• _The task_
Without including any pictures, write out the listing below exactly.
— BEGIN Recorded data —
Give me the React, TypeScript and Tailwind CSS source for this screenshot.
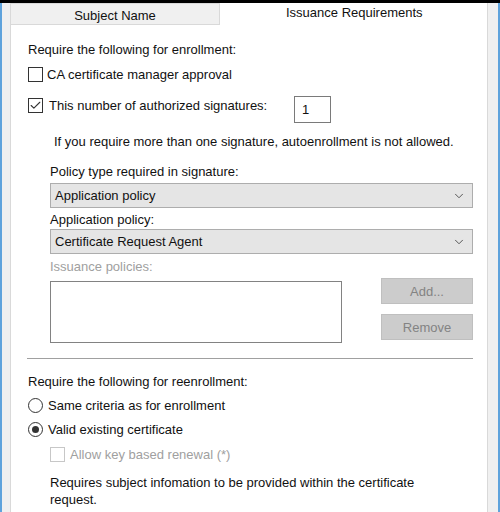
import { Check, ChevronDown } from 'lucide-react';

const font = { fontFamily: '"Liberation Sans", Arial, sans-serif' };

function CheckBox({ checked, disabled }: { checked?: boolean; disabled?: boolean }) {
  return (
    <div
      className={`w-[15px] h-[15px] shrink-0 border flex items-center justify-center bg-white ${
        disabled ? 'border-[#c7c7c7]' : 'border-[#333333]'
      }`}
    >
      {checked && <Check size={13} strokeWidth={2} className="text-[#333333]" />}
    </div>
  );
}

function Radio({ checked }: { checked?: boolean }) {
  return (
    <div className="w-[15px] h-[15px] shrink-0 rounded-full border border-[#333333] bg-white flex items-center justify-center">
      {checked && <div className="w-[7px] h-[7px] rounded-full bg-[#333333]" />}
    </div>
  );
}

function Select({ value }: { value: string }) {
  return (
    <div className="w-[423px] h-[25px] bg-[#e5e5e5] border border-[#adadad] flex items-center justify-between pl-[4px] pr-[6px]">
      <span>{value}</span>
      <ChevronDown size={14} strokeWidth={1.5} className="text-[#444]" />
    </div>
  );
}

export default function App() {
  return (
    <div
      className="w-[500px] h-[512px] overflow-hidden bg-[#f0f0f0] flex flex-col text-[13px] leading-[17px] text-[#111]"
      style={font}
    >
      <div className="h-[3px] bg-black shrink-0" />
      <div className="flex flex-1 border-l-[2px] border-r-[2px] border-[#5fa3dc] pl-[8px] pr-[10px]">
        <div className="flex flex-col flex-1">
          {/* tabs */}
          <div className="flex h-[22px] shrink-0">
            <div className="w-[210px] bg-[#f0f0f0] border border-[#d9d9d9] flex items-center justify-center pt-[2px]">
              Subject Name
            </div>
            <div className="flex-1 bg-white border-r border-[#d9d9d9] flex items-start pl-[66px] pt-[1px]">
              Issuance Requirements
            </div>
          </div>
          {/* panel */}
          <div className="flex-1 bg-white border-l border-r border-[#d9d9d9] pl-[17px] pr-[12px] pt-[16px]">
            <div>Require the following for enrollment:</div>
            <div className="mt-[8px] flex items-center gap-[4px]">
              <CheckBox />
              <span>CA certificate manager approval</span>
            </div>
            <div className="mt-[13px] flex items-start">
              <div className="w-[266px] flex items-center gap-[6px] pt-[1px]">
                <CheckBox checked />
                <span>This number of authorized signatures:</span>
              </div>
              <div className="w-[37px] h-[27px] border border-[#7a7a7a] flex items-center pl-[7px]">1</div>
            </div>
            <div className="mt-[10px] pl-[26px]">
              If you require more than one signature, autoenrollment is not allowed.
            </div>
            <div className="pl-[22px]">
              <div className="mt-[13px]">Policy type required in signature:</div>
              <div className="mt-[3px]">
                <Select value="Application policy" />
              </div>
              <div className="mt-[3px]">Application policy:</div>
              <div className="mt-[1px]">
                <Select value="Certificate Request Agent" />
              </div>
              <div className="mt-[4px] text-[#a0a0a0]">Issuance policies:</div>
              <div className="mt-[3px] flex">
                <div className="mt-[3px] w-[292px] h-[62px] border border-[#828282] bg-white" />
                <div className="ml-[39px] flex flex-col gap-[10px]">
                  <div className="w-[92px] h-[26px] bg-[#cccccc] border border-[#bfbfbf] text-[#838383] flex items-center justify-center">
                    Add...
                  </div>
                  <div className="w-[92px] h-[26px] bg-[#cccccc] border border-[#bfbfbf] text-[#838383] flex items-center justify-center">
                    Remove
                  </div>
                </div>
              </div>
            </div>
            <div className="mt-[15px] h-px w-[446px] -ml-[1px] bg-[#a0a0a0]" />
            <div className="mt-[14px]">Require the following for reenrollment:</div>
            <div className="mt-[7px] flex items-center gap-[5px]">
              <Radio />
              <span>Same criteria as for enrollment</span>
            </div>
            <div className="mt-[7px] flex items-center gap-[5px]">
              <Radio checked />
              <span>Valid existing certificate</span>
            </div>
            <div className="mt-[8px] pl-[22px] flex items-center gap-[5px] text-[#a0a0a0]">
              <CheckBox disabled />
              <span>Allow key based renewal (*)</span>
            </div>
            <div className="mt-[11px] pl-[22px] w-[422px]">
              Requires subject infomation to be provided within the certificate request.
            </div>
          </div>
        </div>
      </div>
    </div>
  );
}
— END Recorded data —
• _Exercise output_
Give me the React, TypeScript and Tailwind CSS source for this screenshot.
import { Check, ChevronDown } from 'lucide-react';

const font = { fontFamily: '"Liberation Sans", Arial, sans-serif' };

function CheckBox({ checked, disabled }: { checked?: boolean; disabled?: boolean }) {
  return (
    <div
      className={`w-[15px] h-[15px] shrink-0 border flex items-center justify-center bg-white ${
        disabled ? 'border-[#c7c7c7]' : 'border-[#333333]'
      }`}
    >
      {checked && <Check size={13} strokeWidth={2} className="text-[#333333]" />}
    </div>
  );
}

function Radio({ checked }: { checked?: boolean }) {
  return (
    <div className="w-[15px] h-[15px] shrink-0 rounded-full border border-[#333333] bg-white flex items-center justify-center">
      {checked && <div className="w-[7px] h-[7px] rounded-full bg-[#333333]" />}
    </div>
  );
}

function Select({ value }: { value: string }) {
  return (
    <div className="w-[423px] h-[25px] bg-[#e5e5e5] border border-[#adadad] flex items-center justify-between pl-[4px] pr-[6px]">
      <span>{value}</span>
      <ChevronDown size={14} strokeWidth={1.5} className="text-[#444]" />
    </div>
  );
}

export default function App() {
  return (
    <div
      className="w-[500px] h-[512px] overflow-hidden bg-[#f0f0f0] flex flex-col text-[13px] leading-[17px] text-[#111]"
      style={font}
    >
      <div className="h-[3px] bg-black shrink-0" />
      <div className="flex flex-1 border-l-[2px] border-r-[2px] border-[#5fa3dc] pl-[8px] pr-[10px]">
        <div className="flex flex-col flex-1">
          {/* tabs */}
          <div className="flex h-[22px] shrink-0">
            <div className="w-[210px] bg-[#f0f0f0] border border-[#d9d9d9] flex items-center justify-center pt-[2px]">
              Subject Name
            </div>
            <div className="flex-1 bg-white border-r border-[#d9d9d9] flex items-start pl-[66px] pt-[1px]">
              Issuance Requirements
            </div>
          </div>
          {/* panel */}
          <div className="flex-1 bg-white border-l border-r border-[#d9d9d9] pl-[17px] pr-[12px] pt-[16px]">
            <div>Require the following for enrollment:</div>
            <div className="mt-[8px] flex items-center gap-[4px]">
              <CheckBox />
              <span>CA certificate manager approval</span>
            </div>
            <div className="mt-[13px] flex items-start">
              <div className="w-[266px] flex items-center gap-[6px] pt-[1px]">
                <CheckBox checked />
                <span>This number of authorized signatures:</span>
              </div>
              <div className="w-[37px] h-[27px] border border-[#7a7a7a] flex items-center pl-[7px]">1</div>
            </div>
            <div className="mt-[10px] pl-[26px]">
              If you require more than one signature, autoenrollment is not allowed.
            </div>
            <div className="pl-[22px]">
              <div className="mt-[13px]">Policy type required in signature:</div>
              <div className="mt-[3px]">
                <Select value="Application policy" />
              </div>
              <div className="mt-[3px]">Application policy:</div>
              <div className="mt-[1px]">
                <Select value="Certificate Request Agent" />
              </div>
              <div className="mt-[4px] text-[#a0a0a0]">Issuance policies:</div>
              <div className="mt-[3px] flex">
                <div className="mt-[3px] w-[292px] h-[62px] border border-[#828282] bg-white" />
                <div className="ml-[39px] flex flex-col gap-[10px]">
                  <div className="w-[92px] h-[26px] bg-[#cccccc] border border-[#bfbfbf] text-[#838383] flex items-center justify-center">
                    Add...
                  </div>
                  <div className="w-[92px] h-[26px] bg-[#cccccc] border border-[#bfbfbf] text-[#838383] flex items-center justify-center">
                    Remove
                  </div>
                </div>
              </div>
            </div>
            <div className="mt-[15px] h-px w-[446px] -ml-[1px] bg-[#a0a0a0]" />
            <div className="mt-[14px]">Require the following for reenrollment:</div>
            <div className="mt-[7px] flex items-center gap-[5px]">
              <Radio />
              <span>Same criteria as for enrollment</span>
            </div>
            <div className="mt-[7px] flex items-center gap-[5px]">
              <Radio checked />
              <span>Valid existing certificate</span>
            </div>
            <div className="mt-[8px] pl-[22px] flex items-center gap-[5px] text-[#a0a0a0]">
              <CheckBox disabled />
              <span>Allow key based renewal (*)</span>
            </div>
            <div className="mt-[11px] pl-[22px] w-[422px]">
              Requires subject infomation to be provided within the certificate request.
            </div>
          </div>
        </div>
      </div>
    </div>
  );
}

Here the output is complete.